Velocity Enhancement by Synchronization of Magnetic Domain Walls

Magnetic domain walls are objects whose dynamics is inseparably connected to their structure. In this Letter, we investigate magnetic bilayers, which are engineered such that a coupled pair of domain walls, one in each layer, is stabilized by a cooperation of Dzyaloshinskii-Moriya interaction and flux-closing mechanism. The dipolar field mediating the interaction between the two domain walls links not only their position but also their structure. We show that this link has a direct impact on their magnetic-field-induced dynamics. We demonstrate that in such a system the coupling leads to an increased domain wall velocity with respect to single domain walls. Since the domain wall dynamics is observed in a precessional regime, the dynamics involves the synchronization between the two walls to preserve the flux closure during motion.

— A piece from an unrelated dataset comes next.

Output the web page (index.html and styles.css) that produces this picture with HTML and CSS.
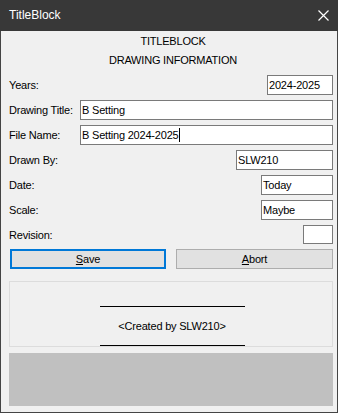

Properties of these coupled oscillating walls can be tuned by an additional in-plane magnetic field enabling a rich variety of states, from perfect synchronization to complete detuning.

Figure 1

Coupled domain walls dynamics. (a) Magnetic bilayer track containing two up-down chiral Néel walls coupled by a dipolar field. (b) When an out-of plane field $B_z$ is applied, the top and bottom DW magnetization angles (seen separately in the top view) tilt. DWs are described by magnetization angles ${\phi }_b$ and ${\phi }_t$ inside the bottom and top walls and by their relative position $\delta q$. (c) Kerr micrographs in the initial state [coupled DW (blue triangle)] and after application of seven 30-ns-long 150-mT field pulses (bottom), which result in decoupled DWs (green, top layer; red, bottom layer). Dark, light gray, and gray contrasts inside the stripe correspond to $\uparrow \uparrow$, $\uparrow \downarrow$, and $\downarrow \downarrow$ magnetization directions, respectively. (d) Single DW velocity at ${\mu }_0{H}_z=77\mathrm{mT}$ for an up-down DW, as a function of an in-plane field. (e),(f) DW velocity as a function of an out-of-plane field at ${\mu }_0{H}_x=0\mathrm{mT}$ (e) and $+12\mathrm{mT}$ (f). In (d)–(f), the color code is the same; full and empty symbols correspond to the experiments and 2D micromagnetic simulations, respectively. Insets in (e),(f) show the calculated curves by the minimal model [8], using the coupled DWs effective DMI constant (strong coupling approximation).

Figure 2

Simulations illustrating the DW oscillation synchronization. (a) Sketch of the magnetization angle in the center of the bottom (${\phi }_b$) and top (${\phi }_t$) DWs. In the absence of the in-plane field (top), the two oscillations are detuned, while the appropriate in-plane field (bottom) ensures their locking. (b) Time evolution of $m_y$ for a 1D wire containing a pair of up-down DWs at ${\mu }_0{H}_z=125\mathrm{mT}$, for ${\mu }_0{H}_x=0\mathrm{mT}$ (top) and $+12\mathrm{mT}$ (bottom). The coupled DW velocity is $98\mathrm{m}/\mathrm{s}$ [inset of Fig. 1]. Green and red curves represent the top and bottom DWs, respectively. The blue curves denote the relative distance between the walls. (c) Evolution of $m_y$ at ${\mu }_0{H}_z=125\mathrm{mT}$ for a 2D system in the middle of the stripe as indicated by the dashed line in Fig. 3. (d) Power spectral density of $m_y$ calculated from 1D model (b) for a 20-ns time window, as a function of the in-plane field for the bottom (d) and top (e) DWs. Vertical dashed lines show lower and upper bounds of individual (decoupled) DWs. Gray dashed and dotted lines represent the minimal model [8] results for the coupled (using $D_{\text{eff}}$) and single DWs (using $D_b$ and $D_t$), respectively. (f) Geometric mean of the values presented in (d) and (e), which underlines the synchronization regions.

Figure 3

Simulation of DW motion in a 2D disordered medium. (a) Calculated evolution of the average distance between bottom and top DWs at ${\mu }_0{H}_z=125\mathrm{mT}$ for ${\mu }_0{H}_x=+12$ (black), 0 mT (red), and $-5\mathrm{mT}$ (blue). The inset shows the resulting coupled DWs velocities as a function of the in-plane field. (b) Snapshots of the two DWs dynamics at 5 ns, corresponding to (a). The dark gray contrast corresponds to the $\uparrow \uparrow$ state, light gray to the $\uparrow \downarrow$ state, and white contrast to the $\downarrow \downarrow$ state. The $m_y$ component is reflected by the red ($m_y=1$) and blue ($m_y=-1$) color scheme. The size of the moving box centered on the top wall is $1\times 1\mu {\mathrm{m}}^2$.